İşe bisikletle gittiğim için kornalarla muhatap olmak zorunda kalıyorum. Özellikle bir hanımsanız bisiklete binmeniz de şart değil; yayayken bile kornalara maruz kalabilirsiniz!...Duyuş eşiği başlangıçta hassas olduğu için sürekli sinirleriniz bozulur; panik olabilirsiniz. Bunu yalnızca sizin sinirlerinizi bozmak için yapıp gürültü kirliliğinden başka işe yaramayanların sayısı ise hayli fazladır. Ama zaman geçtikçe duymaz oluyorsunuz. Ki her araç aynı amaçla o gürültü kaynağını kullanmıyor.
Kornalara basılmasının birkaç farklı nedeni var:
1. Sinir sisteminizi yerinden oynatıp sizinle eğlenmek için. Bunun temelinde yatan düşünce şudur: "İnsanlar spor yapıyor, bisiklete biniyor; ben sürücü koltuğundan popomu kaldıramıyorum; kahrolsun bisikletçiler."

Şaka bir yana; böyle düşünen insanların sayısı hiç de az değil. Kısacası kıskanılıyoruz.
2. Yukarıda yazıldığı gibi uyarmak için (bak geliyorum, dikkat et gibi), oysa biz zaten gelen homurtudan bile arkamızda bir araç olduğunu anlıyoruz; kornaya ne gerek var?...
3. Acemi & trafik yabancısı & yeterli sürüş becerisine sahip olmayan bir sürücüyse kendini garantiye almak için (bunların çoğunluğunu kadın sürücüler oluşturur). Meali: "Bak ben beceriksizim; seni de ezmeyeyim" 'dir.
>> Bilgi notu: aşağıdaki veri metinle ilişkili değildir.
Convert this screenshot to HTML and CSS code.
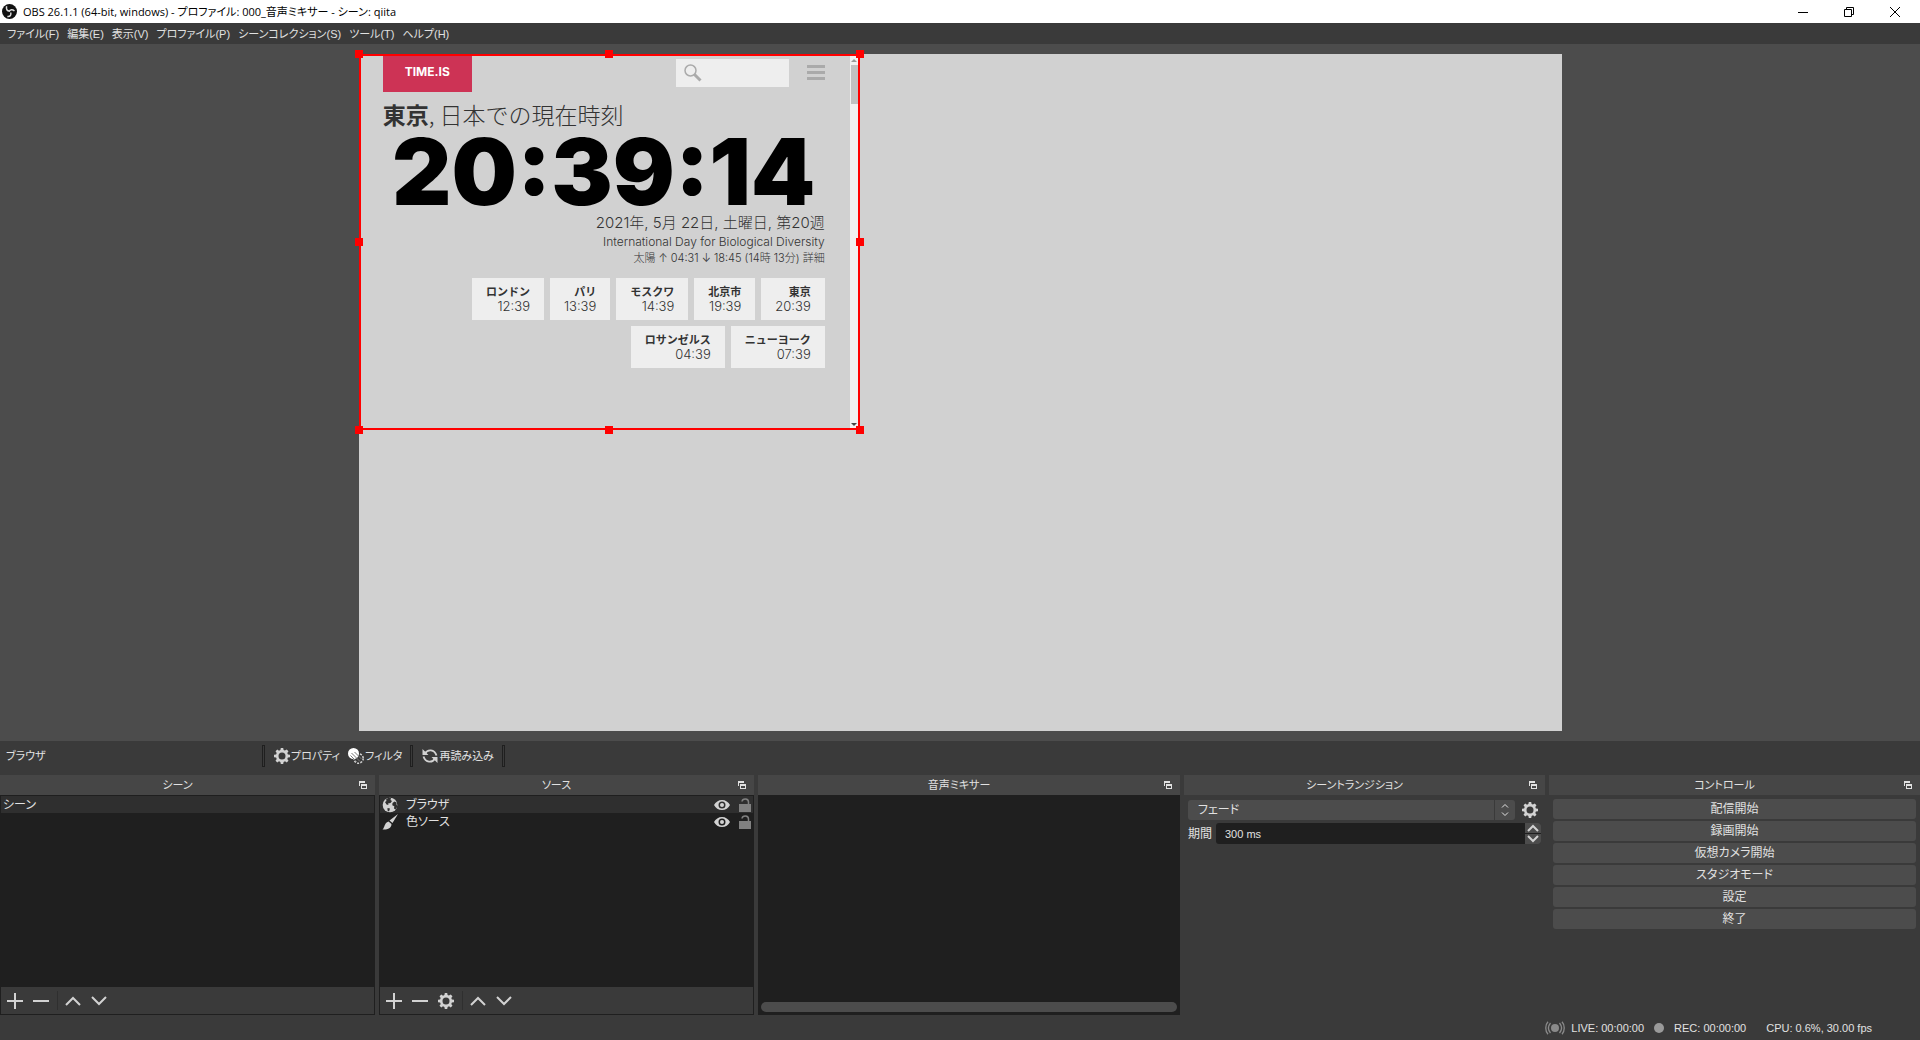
FILE: index.html
```html
<!DOCTYPE html>
<html lang="ja">
<head>
    <meta charset="UTF-8">
    <meta name="viewport" content="width=device-width, initial-scale=1.0">
    <title>OBS 26.1.1</title>
    <link rel="stylesheet" href="styles.css">
</head>
<body>
    <!-- Общие иконки -->
    <svg class="sprite" aria-hidden="true">
        <symbol id="gear" viewBox="0 0 16 16">
            <path fill-rule="evenodd" d="M6.8 0h2.4l.4 2.1 1.3.5L12.700 1.500l1.800 1.800-1.200 1.700.6 1.400 2.100.4v2.400l-2.100.4-.6 1.400 1.200 1.700-1.800 1.800-1.700-1.200-1.400.6-.4 2.100H6.800l-.4-2.100L5 13.300l-1.700 1.200-1.800-1.800L2.700 11l-.6-1.400L0 9.200V6.800l2.100-.4L2.700 5 1.500 3.300l1.800-1.800L5 2.700l1.400-.6zM8 4.500a3.500 3.500 0 1 0 0 7 3.500 3.500 0 0 0 0-7z"/>
        </symbol>
        <symbol id="plus" viewBox="0 0 16 16"><path d="M7 0h2v7h7v2H9v7H7V9H0V7h7z"/></symbol>
        <symbol id="minus" viewBox="0 0 16 16"><path d="M0 7h16v2H0z"/></symbol>
        <symbol id="up" viewBox="0 0 16 16"><path d="M1 12l7-7 7 7" fill="none" stroke="currentColor" stroke-width="2"/></symbol>
        <symbol id="down" viewBox="0 0 16 16"><path d="M1 4l7 7 7-7" fill="none" stroke="currentColor" stroke-width="2"/></symbol>
        <symbol id="float" viewBox="0 0 8 8">
            <path d="M0 0h6v2H1v3H0zM2 3h6v5H2zM3 5v2h4V5z" fill-rule="evenodd"/>
        </symbol>
        <symbol id="eye" viewBox="0 0 16 12">
            <path fill-rule="evenodd" d="M8 1c3.500 0 6.500 2 8 5-1.500 3-4.500 5-8 5S1.500 9 0 6c1.500-3 4.500-5 8-5zm0 1.500a3.500 3.500 0 1 0 0 7 3.500 3.500 0 0 0 0-7z"/>
            <circle cx="8" cy="6" r="2"/>
        </symbol>
        <symbol id="lock" viewBox="0 0 12 14">
            <path d="M0 6h12v8H0z"/>
            <path d="M3 3.500C3.500 0 9.500 0 9.500 4v3" fill="none" stroke="currentColor" stroke-width="1.500"/>
        </symbol>
    </svg>

    <!-- Заголовок окна -->
    <header class="titlebar">
        <svg class="logo" viewBox="0 0 16 16">
            <circle cx="8" cy="8" r="8" fill="#111"/>
            <g fill="none" stroke="#ddd" stroke-width="1.600">
                <path d="M5 2.500c-1 3 .5 5 3 5"/>
                <path d="M13.300 7.500c-2.200-2-4.600-1.700-5.800.7"/>
                <path d="M5.700 13.300c3 .5 4.600-1.700 3.500-4.200"/>
            </g>
        </svg>
        <span class="window-title">OBS 26.1.1 (64-bit, windows) - プロファイル: 000_音声ミキサー - シーン: qiita</span>
        <div class="window-buttons">
            <button type="button" aria-label="最小化"><svg viewBox="0 0 10 10"><path d="M0 5.500h10"/></svg></button>
            <button type="button" aria-label="元に戻す"><svg viewBox="0 0 10 10"><path d="M.5 2.500h7v7h-7zM2.500 2.500v-2h7v7h-2"/></svg></button>
            <button type="button" aria-label="閉じる"><svg viewBox="0 0 10 10"><path d="M0 0l10 10M10 0L0 10"/></svg></button>
        </div>
    </header>

    <nav class="menubar">
        <button type="button">ファイル(F)</button>
        <button type="button">編集(E)</button>
        <button type="button">表示(V)</button>
        <button type="button">プロファイル(P)</button>
        <button type="button">シーンコレクション(S)</button>
        <button type="button">ツール(T)</button>
        <button type="button">ヘルプ(H)</button>
    </nav>

    <!-- Предпросмотр сцены -->
    <main class="preview">
        <div class="canvas">
            <div class="source">
                <div class="site">
                    <div class="site-head">
                        <a class="brand" href="#">TIME.IS</a>
                        <label class="search">
                            <svg viewBox="0 0 18 18"><circle cx="6.500" cy="6.500" r="5.500" fill="none" stroke="#aaa" stroke-width="1.500"/><path d="M10.500 10.500l6 6" stroke="#aaa" stroke-width="3"/></svg>
                            <input type="text" aria-label="検索">
                        </label>
                        <button class="burger" type="button" aria-label="メニュー"><i></i><i></i><i></i></button>
                    </div>
                    <h1><b>東京</b>, 日本での現在時刻</h1>
                    <div class="clock">20:39:14</div>
                    <div class="date">2021年, 5月 22日, 土曜日, 第20週</div>
                    <div class="event"><a href="#">International Day for Biological Diversity</a></div>
                    <div class="sun">太陽 ↑ 04:31 ↓ 18:45 (14時 13分) 詳細</div>
                    <div class="cities">
                        <a href="#"><b>ロンドン</b><span>12:39</span></a>
                        <a href="#"><b>パリ</b><span>13:39</span></a>
                        <a href="#"><b>モスクワ</b><span>14:39</span></a>
                        <a href="#"><b>北京市</b><span>19:39</span></a>
                        <a href="#"><b>東京</b><span>20:39</span></a>
                        <a href="#"><b>ロサンゼルス</b><span>04:39</span></a>
                        <a href="#"><b>ニューヨーク</b><span>07:39</span></a>
                    </div>
                </div>
                <div class="site-scroll">
                    <svg viewBox="0 0 6 4"><path d="M3 0l3 3H0z" fill="#999"/></svg>
                    <div class="site-thumb"></div>
                    <svg viewBox="0 0 6 4"><path d="M3 4L0 1h6z" fill="#444"/></svg>
                </div>
                <span class="handle top left"></span>
                <span class="handle top center"></span>
                <span class="handle top right"></span>
                <span class="handle middle left"></span>
                <span class="handle middle right"></span>
                <span class="handle bottom left"></span>
                <span class="handle bottom center"></span>
                <span class="handle bottom right"></span>
            </div>
        </div>
    </main>

    <!-- Панель выбранного источника -->
    <div class="context-bar">
        <span class="context-name">ブラウザ</span>
        <span class="divider"></span>
        <button type="button"><svg class="icon"><use href="#gear"/></svg>プロパティ</button>
        <button type="button"><svg class="icon" viewBox="0 0 16 16">
            <circle cx="10.500" cy="10.500" r="4.700" fill="none" stroke="currentColor" stroke-width="1.500" stroke-dasharray="2 1.300"/>
            <circle cx="5.500" cy="5.500" r="5.500" fill="#fff"/>
            <path d="M3.500 5l8.500 8.500M6.500 4l7 7M2.500 7.500l7 7" stroke="#777" stroke-width="1"/>
        </svg>フィルタ</button>
        <span class="divider"></span>
        <button type="button"><svg class="icon" viewBox="0 0 16 16">
            <path d="M3 5.500C5.500 1 12.500 1 14.500 7.500M13 10.500C10.500 15 3.500 15 1.500 8.500" fill="none" stroke="currentColor" stroke-width="1.800"/>
            <path d="M.5 1v6h6zM15.500 15V9h-6z"/>
        </svg>再読み込み</button>
        <span class="divider"></span>
    </div>

    <div class="docks">
        <section class="dock">
            <h2><span>シーン</span><button type="button" aria-label="切り離す"><svg><use href="#float"/></svg></button></h2>
            <div class="panel">
                <ul class="list">
                    <li class="selected">シーン</li>
                </ul>
                <div class="tools">
                    <button type="button" aria-label="追加"><svg class="icon"><use href="#plus"/></svg></button>
                    <button type="button" aria-label="削除"><svg class="icon"><use href="#minus"/></svg></button>
                    <span class="line"></span>
                    <button type="button" aria-label="上へ"><svg class="icon"><use href="#up"/></svg></button>
                    <button type="button" aria-label="下へ"><svg class="icon"><use href="#down"/></svg></button>
                </div>
            </div>
        </section>

        <section class="dock">
            <h2><span>ソース</span><button type="button" aria-label="切り離す"><svg><use href="#float"/></svg></button></h2>
            <div class="panel">
                <ul class="list sources">
                    <li class="selected">
                        <svg class="icon" viewBox="0 0 16 16">
                            <circle cx="8" cy="8" r="7.300"/>
                            <path fill="#2f2f2f" d="M6 1l3 0-.5 2L10 4 8.500 6 6 6.500 6.500 8 4.500 7.500 3 5l1.500-1L4 2.500zM10.500 6l2-1.500 2 1v2l1 2-2 3-1.500-1 .3-2.300-2-1zM5.500 11l2.500.5-1 3-1.500-1z"/>
                        </svg>
                        <span class="name">ブラウザ</span>
                        <button type="button" aria-label="表示"><svg class="eye"><use href="#eye"/></svg></button>
                        <button type="button" aria-label="ロック"><svg class="lock"><use href="#lock"/></svg></button>
                    </li>
                    <li>
                        <svg class="icon" viewBox="0 0 16 16">
                            <path d="M16 0l-5.500 9-3-2.500zM6.500 7.500l3 2.500C9.500 14.500 5 16 .5 15.500 3 13.500 2 9 6.500 7.500z"/>
                        </svg>
                        <span class="name">色ソース</span>
                        <button type="button" aria-label="表示"><svg class="eye"><use href="#eye"/></svg></button>
                        <button type="button" aria-label="ロック"><svg class="lock"><use href="#lock"/></svg></button>
                    </li>
                </ul>
                <div class="tools">
                    <button type="button" aria-label="追加"><svg class="icon"><use href="#plus"/></svg></button>
                    <button type="button" aria-label="削除"><svg class="icon"><use href="#minus"/></svg></button>
                    <button type="button" aria-label="設定"><svg class="icon"><use href="#gear"/></svg></button>
                    <span class="line"></span>
                    <button type="button" aria-label="上へ"><svg class="icon"><use href="#up"/></svg></button>
                    <button type="button" aria-label="下へ"><svg class="icon"><use href="#down"/></svg></button>
                </div>
            </div>
        </section>

        <section class="dock">
            <h2><span>音声ミキサー</span><button type="button" aria-label="切り離す"><svg><use href="#float"/></svg></button></h2>
            <div class="panel mixer">
                <div class="mixer-scroll"></div>
            </div>
        </section>

        <section class="dock">
            <h2><span>シーントランジション</span><button type="button" aria-label="切り離す"><svg><use href="#float"/></svg></button></h2>
            <div class="transition">
                <div class="field">
                    <div class="combo">
                        <select aria-label="トランジション"><option>フェード</option></select>
                        <svg viewBox="0 0 8 12"><path d="M1 3.500l3-3 3 3M1 8.500l3 3 3-3" fill="none" stroke="currentColor"/></svg>
                    </div>
                    <button class="settings" type="button" aria-label="設定"><svg class="icon"><use href="#gear"/></svg></button>
                </div>
                <div class="field">
                    <label for="duration">期間</label>
                    <div class="spin">
                        <input type="text" id="duration" value="300 ms">
                        <div class="spin-buttons">
                            <button type="button" aria-label="増やす"><svg viewBox="0 0 12 8"><path d="M1 7l5-5 5 5"/></svg></button>
                            <button type="button" aria-label="減らす"><svg viewBox="0 0 12 8"><path d="M1 1l5 5 5-5"/></svg></button>
                        </div>
                    </div>
                </div>
            </div>
        </section>

        <section class="dock">
            <h2><span>コントロール</span><button type="button" aria-label="切り離す"><svg><use href="#float"/></svg></button></h2>
            <div class="controls">
                <button type="button">配信開始</button>
                <button type="button">録画開始</button>
                <button type="button">仮想カメラ開始</button>
                <button type="button">スタジオモード</button>
                <button type="button">設定</button>
                <button type="button">終了</button>
            </div>
        </section>
    </div>

    <footer class="statusbar">
        <svg class="live" viewBox="0 0 20 14">
            <circle cx="10" cy="7" r="4" fill="#8a8a8a"/>
            <path d="M5.500 2C3 5 3 9 5.500 12M14.500 2c2.500 3 2.500 7 0 10M3 .8C0 4 0 10 3 13.200M17 .8c3 3.200 3 9.200 0 12.400" fill="none" stroke="#8a8a8a" stroke-width="1.300"/>
        </svg>
        <span class="live-time">LIVE: 00:00:00</span>
        <span class="rec-dot"></span>
        <span class="rec-time">REC: 00:00:00</span>
        <span>CPU: 0.6%, 30.00 fps</span>
    </footer>
</body>
</html>
```
FILE: styles.css
```css
* {
    box-sizing: border-box;
}

body {
    margin: 0;
    height: 100vh;
    display: flex;
    flex-direction: column;
    background-color: #3a3a3a;
    color: #e1e1e1;
    font-family: "Liberation Sans", "Noto Sans CJK JP", sans-serif;
    font-size: 12px;
    line-height: 16px;
    font-feature-settings: "palt";
    overflow: hidden;
}

button, input, select {
    font: inherit;
    font-feature-settings: inherit;
    color: inherit;
    margin: 0;
    padding: 0;
    border: none;
    background: none;
}

svg {
    display: block;
    fill: currentColor;
}

.sprite {
    display: none;
}

.icon {
    width: 16px;
    height: 16px;
    flex: none;
    color: #d2d2d2;
}

/* Заголовок окна */
.titlebar {
    height: 23px;
    flex: none;
    display: flex;
    align-items: center;
    padding: 0 2px;
    background-color: #fff;
    color: #000;
    font-family: "Open Sans", "Noto Sans CJK JP", sans-serif;
    font-size: 11px;
}

.logo {
    width: 15px;
    height: 15px;
    margin-right: 6px;
}

.window-buttons {
    margin-left: auto;
    display: flex;
}

.window-buttons button {
    width: 46px;
    height: 22px;
    display: flex;
    justify-content: center;
    align-items: center;
}

.window-buttons svg {
    width: 10px;
    height: 10px;
    fill: none;
    stroke: #000;
    overflow: visible;
}

.menubar {
    height: 21px;
    flex: none;
    display: flex;
    align-items: center;
    gap: 8px;
    padding-left: 7px;
    font-size: 11px;
}

/* Предпросмотр */
.preview {
    flex: 1;
    min-height: 0;
    display: flex;
    justify-content: center;
    padding: 10px 10px 10px 11px;
    background-color: #4c4c4c;
}

.canvas {
    position: relative;
    height: 100%;
    aspect-ratio: 16 / 9;
    background-color: #d1d1d1;
}

.source {
    position: absolute;
    top: 0;
    left: 0;
    width: 501px;
    height: 376px;
    display: flex;
    border: 2px solid #f00;
    color: #333;
    font-family: Inter, "Noto Sans CJK JP", sans-serif;
    font-weight: 300;
}

.handle {
    position: absolute;
    width: 8px;
    height: 8px;
    background-color: #f00;
}

.top { top: -6px; }
.middle { top: calc(50% - 4px); }
.bottom { bottom: -6px; }
.left { left: -6px; }
.center { left: calc(50% - 4px); }
.right { right: -6px; }

.site {
    flex: 1;
    padding: 0 25px 0 22px;
    text-align: right;
}

.site a {
    color: inherit;
    text-decoration: none;
}

.site b {
    font-weight: 700;
}

.site-head {
    display: flex;
    align-items: flex-start;
    height: 36px;
}

.site-head .brand {
    width: 89px;
    height: 36px;
    margin-right: auto;
    background-color: #cd3355;
    color: #fff;
    font-weight: bold;
    line-height: 32px;
    text-align: center;
}

.search {
    width: 113px;
    height: 28px;
    margin-top: 3px;
    padding-left: 8px;
    display: flex;
    align-items: center;
    background-color: #eee;
}

.search svg {
    width: 18px;
    height: 18px;
    flex: none;
}

.search input {
    width: 100%;
}

.burger {
    margin: 9px 0 0 18px;
    display: flex;
    flex-direction: column;
    gap: 3px;
}

.burger i {
    width: 18px;
    height: 3px;
    background-color: #aaa;
}

.site h1 {
    margin: 6px 0 2px;
    font-family: "Noto Sans CJK JP", sans-serif;
    font-size: 23px;
    font-weight: 300;
    line-height: 32px;
    text-align: left;
    font-feature-settings: normal;
}

.clock {
    color: #000;
    font-size: 92px;
    font-weight: 900;
    line-height: 80px;
    text-align: center;
    white-space: nowrap;
}

.date {
    font-size: 15px;
    line-height: 22px;
}

.sun {
    font-size: 11px;
}

.cities {
    display: flex;
    flex-wrap: wrap;
    justify-content: flex-end;
    gap: 6px;
    margin: 12px 0 0 70px;
    font-feature-settings: normal;
}

.cities a {
    padding: 7px 14px;
    background-color: #eee;
}

.cities b, .cities span {
    display: block;
    line-height: 14px;
}

.cities b {
    font-size: 11px;
}

.cities span {
    font-size: 13px;
}

.site-scroll {
    width: 8px;
    padding: 3px 0 2px 1px;
    display: flex;
    flex-direction: column;
    background-color: #f1f1f1;
}

.site-scroll svg {
    width: 6px;
    height: 4px;
}

.site-thumb {
    height: 39px;
    margin: 2px 0 auto;
    background-color: #c1c1c1;
}

/* Панель источника */
.context-bar {
    height: 34px;
    flex: none;
    display: flex;
    align-items: flex-start;
    padding: 4px 0 0 6px;
    font-size: 11px;
}

.context-bar button, .context-name {
    display: flex;
    align-items: center;
    height: 22px;
}

.context-bar button {
    gap: 1px;
    margin-right: 8px;
}

.context-name {
    width: 256px;
}

.divider {
    width: 3px;
    height: 22px;
    margin-right: 9px;
    border: 1px solid #1f1f1f;
}

/* Доки */
.docks {
    height: 240px;
    flex: none;
    display: grid;
    grid-template-columns: 375fr 375fr 422fr 361fr 371fr;
    gap: 4px;
}

.dock {
    min-width: 0;
    display: flex;
    flex-direction: column;
}

.dock h2 {
    height: 20px;
    flex: none;
    display: flex;
    align-items: center;
    gap: 4px;
    margin: 0;
    padding-right: 8px;
    background-color: #464646;
    font-size: 11px;
    font-weight: normal;
}

.dock h2 span {
    flex: 1;
    text-align: center;
}

.dock h2 svg {
    width: 8px;
    height: 8px;
}

.panel {
    flex: 1;
    display: flex;
    flex-direction: column;
    background-color: #1f1f1f;
    border: 1px solid #1f1f1f;
}

.list {
    flex: 1;
    list-style: none;
    margin: 0;
    padding: 0;
}

.list li {
    height: 17px;
    display: flex;
    align-items: center;
    padding: 0 2px;
}

.list .selected {
    background-color: #2f2f2f;
}

.sources .name {
    flex: 1;
    padding-left: 8px;
}

.eye {
    width: 16px;
    height: 12px;
    color: #d2d2d2;
}

.lock {
    width: 12px;
    height: 14px;
    margin-left: 9px;
    color: #818181;
}

.tools {
    height: 27px;
    display: flex;
    align-items: center;
    gap: 10px;
    padding-left: 6px;
    background-color: #3a3a3a;
}

.line {
    width: 1px;
    height: 19px;
    margin: 0 -3px 0 -2px;
    background-color: #2f2f2f;
}

.mixer {
    justify-content: flex-end;
    padding: 2px;
}

.mixer-scroll {
    height: 10px;
    border-radius: 5px;
    background-color: #4c4c4c;
}

.transition {
    padding: 5px 4px;
    display: flex;
    flex-direction: column;
    gap: 3px;
}

.field {
    display: flex;
    align-items: center;
}

.combo {
    position: relative;
    flex: 1;
}

.combo select {
    appearance: none;
    display: block;
    width: 100%;
    height: 20px;
    padding-left: 10px;
    border-radius: 3px;
    background: linear-gradient(#3a3a3a, #3a3a3a) right 20px top / 1px 100% no-repeat #4c4c4c;
}

.combo svg {
    position: absolute;
    top: 4px;
    right: 6px;
    width: 8px;
    height: 12px;
    pointer-events: none;
}

.settings {
    margin: 0 3px 0 7px;
}

.field label {
    width: 28px;
}

.spin {
    flex: 1;
    height: 21px;
    display: flex;
    border-radius: 3px;
    background-color: #1f1f1f;
    overflow: hidden;
}

.spin input {
    flex: 1;
    min-width: 0;
    padding-left: 9px;
    font-size: 11px;
}

.spin-buttons {
    width: 16px;
    display: flex;
    flex-direction: column;
    gap: 1px;
}

.spin-buttons button {
    flex: 1;
    display: flex;
    align-items: center;
    justify-content: center;
    background-color: #4c4c4c;
}

.spin-buttons svg {
    width: 12px;
    height: 8px;
    fill: none;
    stroke: #d2d2d2;
    stroke-width: 2px;
}

.controls {
    padding: 4px;
    display: flex;
    flex-direction: column;
    gap: 2px;
}

.controls button {
    height: 20px;
    border-radius: 3px;
    background-color: #4c4c4c;
}

/* Строка состояния */
.statusbar {
    height: 25px;
    flex: none;
    display: flex;
    align-items: center;
    justify-content: flex-end;
    padding-right: 48px;
    font-size: 11px;
}

.live {
    width: 20px;
    height: 14px;
    margin-right: 6px;
}

.rec-dot {
    width: 10px;
    height: 10px;
    margin: 0 10px;
    border-radius: 50%;
    background-color: #9a9a9a;
}

.rec-time {
    margin-right: 20px;
}
```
4. "Merhaba. Ben de bisikletçiyim; iyi sürüşler!"

Bunların sayısı son derece azdır ve çaldığı korna sizi rahatsız etmeyecek desibelde olur; basış şeklinden bile anlarsınız.
Ancak trafiğe ne kadar hâkim olur; kendinizi ne kadar fark ettirirseniz, size duyulan saygı da doğru orantılı artıyor. Kaskla & eldivenle ve gerekli tüm ekipmanla bisiklet kullanmanın önemini tek tek anlatmaya gerek yok; trafiğe çıkınca farkı fark ediyorsunuz.